Holding — Michelson, J.
- The U.S. District Court for the Eastern District of Michigan held that Kamstra's motion to dismiss H&H's third amended complaint was denied.
Rule
- A vendor's indemnification obligations under a vendor agreement can apply to subsequent transactions even when formal purchase orders are not issued, provided the agreement establishes governing terms for those transactions.
Reasoning
- The U.S. District Court reasoned that the Vendor Agreement was not merely a contract for the sale of goods but an "umbrella-style" agreement that established terms and conditions governing future transactions between H&H and Kamstra.
- The court found that the Vendor Agreement's terms applied to the sales of Abbott strips, despite H&H's failure to issue formal purchase orders.
- The court emphasized that the Vendor Agreement controlled any purchase order or sale of products, and the absence of purchase orders did not negate its enforceability.
- Furthermore, Kamstra's argument that its own terms governed the transaction was unpersuasive, as H&H had not signed the invoices or sales confirmations that contained those terms.
- The court also dismissed arguments regarding abandonment of the Vendor Agreement, highlighting that H&H had attempted to place orders and did not abandon the agreement despite the inactivity.
- Overall, the court concluded that H&H's claims were plausible and warranted further proceedings.
Deep Dive: How the Court Reached Its Decision
Court's Reasoning on Indemnification
The U.S. District Court for the Eastern District of Michigan reasoned that the Vendor Agreement signed by Kamstra was not simply a contract for the sale of goods but rather an "umbrella-style" agreement that established overarching terms and conditions for future transactions between H&H and Kamstra. The court emphasized that the Vendor Agreement's provisions were intended to govern any subsequent transactions and that its terms applied to the sales of Abbott blood-glucose test strips, despite H&H's failure to issue formal purchase orders. The court noted that the Vendor Agreement explicitly stated that it controlled any purchase order or sale of products, thus allowing for the enforcement of its terms without the necessity of formal purchase orders. This interpretation aligned with the intent of the parties to ensure that certain warranties and conditions were understood and agreed upon in advance, facilitating future transactions without renegotiating terms each time. The absence of formal purchase orders did not negate the enforceability of the Vendor Agreement, as the essential elements of a contract were still present through the parties' communications and actions. Additionally, the court found that Kamstra's argument that its own terms governed the transaction was unpersuasive because H&H had not signed any invoices or sales confirmations that contained those terms, reinforcing the authority of the Vendor Agreement. Overall, the court concluded that H&H's claims for indemnification were plausible and warranted further proceedings, as the Vendor Agreement was deemed to apply to the sales at issue.

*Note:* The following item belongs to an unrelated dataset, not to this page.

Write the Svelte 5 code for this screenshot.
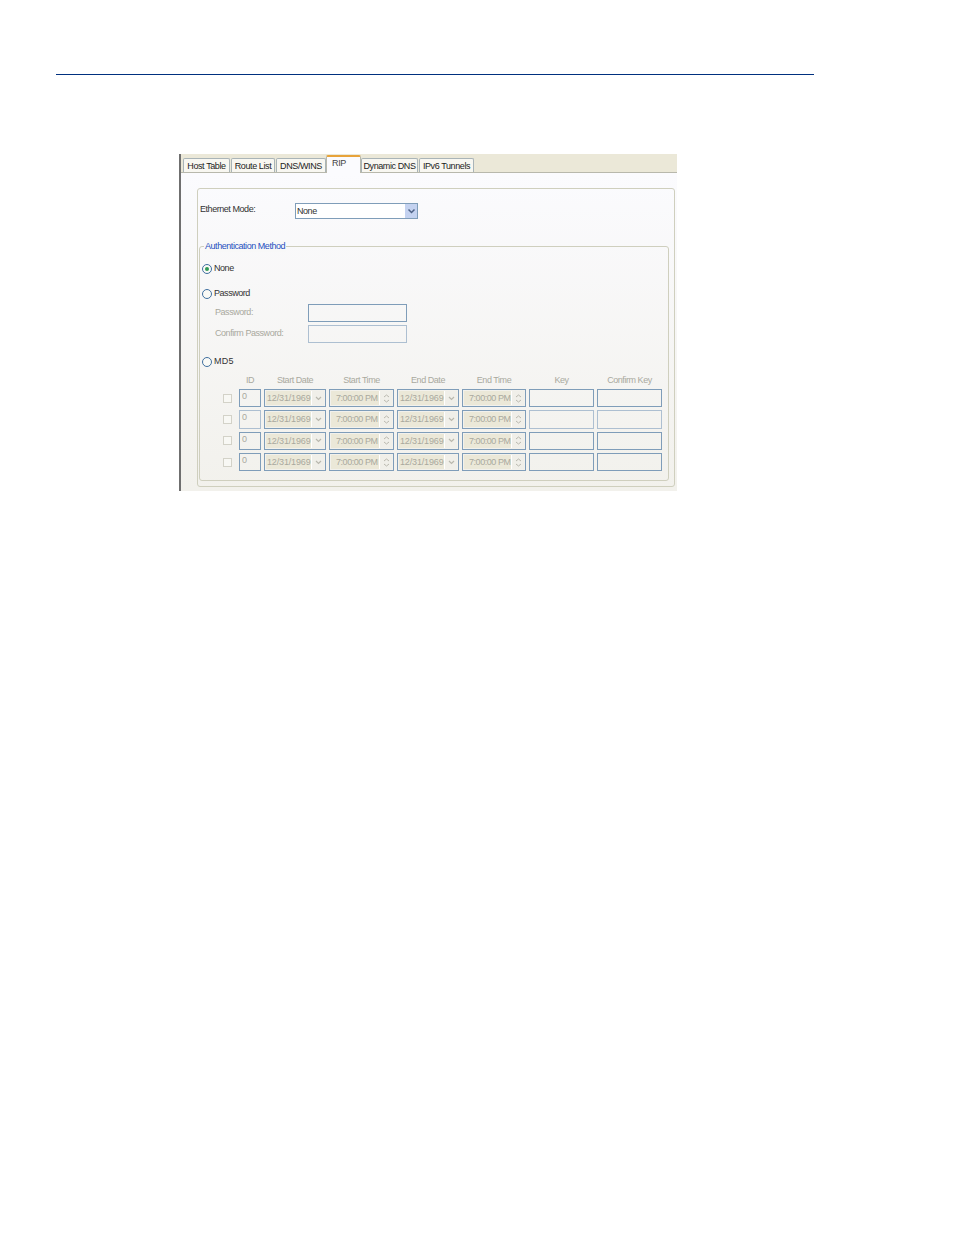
<script>
  const tabs = [
    { label: 'Host Table', width: 47 },
    { label: 'Route List', width: 44 },
    { label: 'DNS/WINS', width: 50 },
    { label: 'RIP', width: 35, active: true },
    { label: 'Dynamic DNS', width: 57 },
    { label: 'IPv6 Tunnels', width: 55 }
  ]
  const headers = ['ID', 'Start Date', 'Start Time', 'End Date', 'End Time', 'Key', 'Confirm Key']
  const rows = [0, 1, 2, 3]
</script>

<div class="page">
  <div class="rule"></div>

  <div class="shot">
    <div class="tabs">
      {#each tabs as tab}
        <div class="tab" class:active={tab.active} style="width: {tab.width}px">{tab.label}</div>
      {/each}
    </div>

    <div class="panel">
      <div class="outer">
        <div class="mode-row">
          <span class="mode-label">Ethernet Mode:</span>
          <div class="select">
            <span>None</span>
            <span class="select-btn">
              <svg width="9" height="7" viewBox="0 0 9 7"><path d="M1.5 1.5 L4.5 4.5 L7.5 1.5" fill="none" stroke="#4d6185" stroke-width="1.5" /></svg>
            </span>
          </div>
        </div>

        <div class="auth">
          <div class="legend">Authentication Method</div>

          <div class="radio-row first">
            <span class="radio on"><span class="dot"></span></span>
            <span class="radio-text">None</span>
          </div>

          <div class="radio-row second">
            <span class="radio"></span>
            <span class="radio-text">Password</span>
          </div>

          <div class="pw-row first-pw">
            <span class="pw-label">Password:</span>
            <div class="field pw-input"></div>
          </div>
          <div class="pw-row">
            <span class="pw-label">Confirm Password:</span>
            <div class="field pw-input light"></div>
          </div>

          <div class="radio-row third">
            <span class="radio"></span>
            <span class="radio-text md5">MD5</span>
          </div>

          <div class="grid">
            <span></span>
            {#each headers as h}
              <span class="head">{h}</span>
            {/each}

            {#each rows as r}
              <span class="check-cell"><span class="check"></span></span>
              <div class="field id" class:light={r === 1}>0</div>
              <div class="field combo">
                <span class="value date">12/31/1969</span>
                <span class="combo-btn">
                  <svg width="7" height="5" viewBox="0 0 7 5"><path d="M1 1 L3.5 3.5 L6 1" fill="none" stroke="#b9b8ae" stroke-width="1.2" /></svg>
                </span>
              </div>
              <div class="field combo">
                <span class="value time">7:00:00 PM</span>
                <span class="spin">
                  <svg width="7" height="4" viewBox="0 0 7 4"><path d="M1 3 L3.5 1 L6 3" fill="none" stroke="#b9b8ae" /></svg>
                  <svg width="7" height="4" viewBox="0 0 7 4"><path d="M1 1 L3.5 3 L6 1" fill="none" stroke="#b9b8ae" /></svg>
                </span>
              </div>
              <div class="field combo">
                <span class="value date">12/31/1969</span>
                <span class="combo-btn">
                  <svg width="7" height="5" viewBox="0 0 7 5"><path d="M1 1 L3.5 3.5 L6 1" fill="none" stroke="#b9b8ae" stroke-width="1.2" /></svg>
                </span>
              </div>
              <div class="field combo">
                <span class="value time">7:00:00 PM</span>
                <span class="spin">
                  <svg width="7" height="4" viewBox="0 0 7 4"><path d="M1 3 L3.5 1 L6 3" fill="none" stroke="#b9b8ae" /></svg>
                  <svg width="7" height="4" viewBox="0 0 7 4"><path d="M1 1 L3.5 3 L6 1" fill="none" stroke="#b9b8ae" /></svg>
                </span>
              </div>
              <div class="field" class:light={r === 1}></div>
              <div class="field" class:light={r === 1}></div>
            {/each}
          </div>
        </div>
      </div>
    </div>
  </div>
</div>

<style>
  :global(body) {
    background: #fff;
  }

  .page {
    width: 954px;
    height: 1235px;
    padding-top: 74px;
    box-sizing: border-box;
    font-family: "Liberation Sans", Arial, sans-serif;
    font-size: 9px;
    letter-spacing: -0.45px;
    color: #333;
    overflow: hidden;
  }

  .rule {
    width: 758px;
    height: 1px;
    margin-left: 56px;
    background: #00307f;
  }

  .shot {
    width: 496px;
    height: 337px;
    margin: 79px 0 0 179px;
    border-left: 2px solid #6f6f6f;
    display: flex;
    flex-direction: column;
  }

  .tabs {
    height: 18px;
    flex: none;
    display: flex;
    align-items: flex-end;
    padding-left: 2px;
    gap: 1px;
    background: #ebe8d8;
    border-bottom: 1px solid #b8b8ac;
  }

  .tab {
    height: 14px;
    box-sizing: border-box;
    border: 1px solid #a9b4b8;
    border-bottom: none;
    border-radius: 2px 2px 0 0;
    background: #f8f7f1;
    text-align: center;
    line-height: 14px;
    white-space: nowrap;
    color: #1c1c1c;
    letter-spacing: -0.4px;
  }

  .tab.active {
    height: 18px;
    margin-bottom: -1px;
    margin-left: -1px;
    margin-right: -1px;
    padding-right: 9px;
    line-height: 13px;
    background: #fbfbfe;
    border-color: #b8b8ac;
    border-top: 2px solid #e8a33a;
    color: #444;
  }

  .panel {
    flex: 1;
    padding: 15px 2px 4px 16px;
    background: linear-gradient(#fbfbfe, #f2f1ec);
    display: flex;
  }

  .outer {
    flex: 1;
    border: 1px solid #cfcfbe;
    border-radius: 3px;
    padding: 14px 5px 5px 1px;
    display: flex;
    flex-direction: column;
  }

  .mode-row {
    display: flex;
    align-items: center;
    height: 16px;
  }

  .mode-label {
    width: 95px;
    padding-left: 1px;
    margin-top: -4px;
  }

  .select {
    width: 123px;
    height: 16px;
    box-sizing: border-box;
    border: 1px solid #7f9db9;
    background: #fff;
    display: flex;
    align-items: center;
    justify-content: space-between;
    padding-left: 1px;
  }

  .select-btn {
    width: 12px;
    height: 14px;
    background: #c4d2f0;
    display: flex;
    align-items: center;
    justify-content: center;
  }

  .auth {
    position: relative;
    margin-top: 27px;
    flex: 1;
    border: 1px solid #cfcfbe;
    border-radius: 3px;
    padding-left: 2px;
  }

  .legend {
    position: absolute;
    top: -6px;
    left: 4px;
    padding: 0 1px;
    background: #f8f8f8;
    color: #1f4fc0;
    line-height: 11px;
  }

  .radio-row {
    display: flex;
    align-items: center;
    gap: 2px;
    height: 12px;
  }

  .radio-row.first {
    margin-top: 16px;
  }

  .radio-row.second {
    margin-top: 13px;
  }

  .radio-row.third {
    margin-top: 13px;
  }

  .radio-text {
    margin-top: -2px;
  }

  .radio-text.md5 {
    letter-spacing: 0.3px;
  }

  .radio {
    width: 10px;
    height: 10px;
    box-sizing: border-box;
    border: 1px solid #3f6f9f;
    border-radius: 50%;
    background: #fafaf6;
    display: flex;
    align-items: center;
    justify-content: center;
  }

  .dot {
    width: 4px;
    height: 4px;
    border-radius: 50%;
    background: #2f9a55;
  }

  .pw-row {
    display: flex;
    align-items: flex-start;
    margin-top: 3px;
    padding-left: 13px;
    color: #a9a99e;
  }

  .pw-row.first-pw {
    margin-top: 4px;
  }

  .pw-label {
    width: 93px;
    line-height: 16px;
  }

  .field {
    box-sizing: border-box;
    height: 100%;
    border: 1px solid #7f9db9;
    color: #a9a99e;
  }

  .field.light {
    border-color: #adbfd1;
  }

  .pw-input {
    width: 99px;
    height: 18px;
  }

  .grid {
    display: grid;
    grid-template-columns: 13px 22px 62px 65px 62px 64px 65px 65px;
    grid-template-rows: 11px repeat(4, 18.3px);
    column-gap: 3px;
    row-gap: 3px;
    margin: 7px 0 0 21px;
  }

  .head {
    text-align: center;
    color: #a9a99e;
    white-space: nowrap;
    line-height: 10px;
  }

  .check-cell {
    display: flex;
    align-items: center;
  }

  .check {
    width: 9px;
    height: 9px;
    border: 1px solid #d3d2c8;
    background: #f8f8f4;
    box-sizing: border-box;
  }

  .id {
    padding-left: 2px;
    line-height: 13px;
  }

  .combo {
    display: flex;
    align-items: stretch;
    padding: 1px;
    background: #f2f1ec;
  }

  .value {
    flex: 1;
    min-width: 0;
    background: #ebe8d8;
    padding-left: 1px;
    line-height: 14px;
    white-space: nowrap;
  }

  .value.date {
    letter-spacing: -0.15px;
  }

  .value.time {
    padding-left: 5px;
  }

  .combo-btn,
  .spin {
    width: 12px;
    flex: none;
    background: #f0efe9;
    border-left: 1px solid #fff;
    display: flex;
    align-items: center;
    justify-content: center;
  }

  .spin {
    flex-direction: column;
    gap: 1px;
  }
</style>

Court's Reasoning on the Applicability of the Vendor Agreement
The court further reasoned that H&H's failure to send purchase orders did not undermine the Vendor Agreement's applicability to the sales of Abbott strips. The court pointed out that the Vendor Agreement was designed to be an overarching contract that set forth general terms applicable to all transactions between H&H and Kamstra. By defining the Vendor Agreement as an "umbrella-style" agreement, the court clarified that it was not merely a contract for the sale of goods but a framework that included warranties and indemnification obligations. This meant that specific product details, prices, and quantities could be determined through subsequent communications without compromising the enforceability of the agreement. The court also highlighted that the Vendor Agreement's terms were intended to apply to any sale of products, including those where formal purchase orders were absent. This interpretation ensured that the intent of the parties was honored, and the indemnification obligations could be enforced despite the lack of formal documentation. The court dismissed Kamstra's claims that the absence of purchase orders rendered the Vendor Agreement inapplicable, instead affirming that the Vendor Agreement governed the sales in question.
Court's Reasoning on Abandonment
In addressing Kamstra's argument regarding the abandonment of the Vendor Agreement, the court found that H&H had not abandoned the agreement despite the inactivity in transactions following its execution. Kamstra argued that the Vendor Agreement was abandoned due to the two-year gap with no sales; however, the court noted that H&H had actively attempted to place orders during that period. The court emphasized that such attempts indicated H&H's intention to uphold the Vendor Agreement and not abandon it. The reasoning followed that even if no transactions were completed, H&H's efforts to engage Kamstra demonstrated reliance on the agreement's terms. The court questioned whether a two-year period of inactivity could constitute abandonment, particularly when H&H had attempted to place orders, thus reinforcing its commitment to the Vendor Agreement. Ultimately, the court concluded that H&H's actions supported the continuation of the agreement, undermining Kamstra's claim of abandonment. This reasoning highlighted the importance of the parties' conduct in determining the status of contractual obligations.
Court's Reasoning on the Claims
The court evaluated Kamstra's various arguments for dismissing H&H's claims, ultimately finding them unpersuasive. Kamstra contended that the Vendor Agreement did not apply to the sales of Abbott strips and that H&H's failure to issue purchase orders invalidated the contract. However, the court reiterated that the Vendor Agreement's language encompassed any sale of products, thus affirming its applicability to the transactions at issue. The court also addressed Kamstra's assertion that its own terms governed the sales due to the absence of signed purchase orders. The court clarified that H&H had not signed any of Kamstra's invoices or confirmations, thereby preventing Kamstra from imposing its terms. Furthermore, the court dismissed the notion that H&H had made inconsistent factual allegations, reiterating that the claims were contingent rather than contradictory. By thoroughly analyzing Kamstra's arguments and the context of the Vendor Agreement, the court reinforced the validity of H&H's claims for breach of contract and indemnification. Consequently, the court denied Kamstra's motion to dismiss and allowed the case to proceed.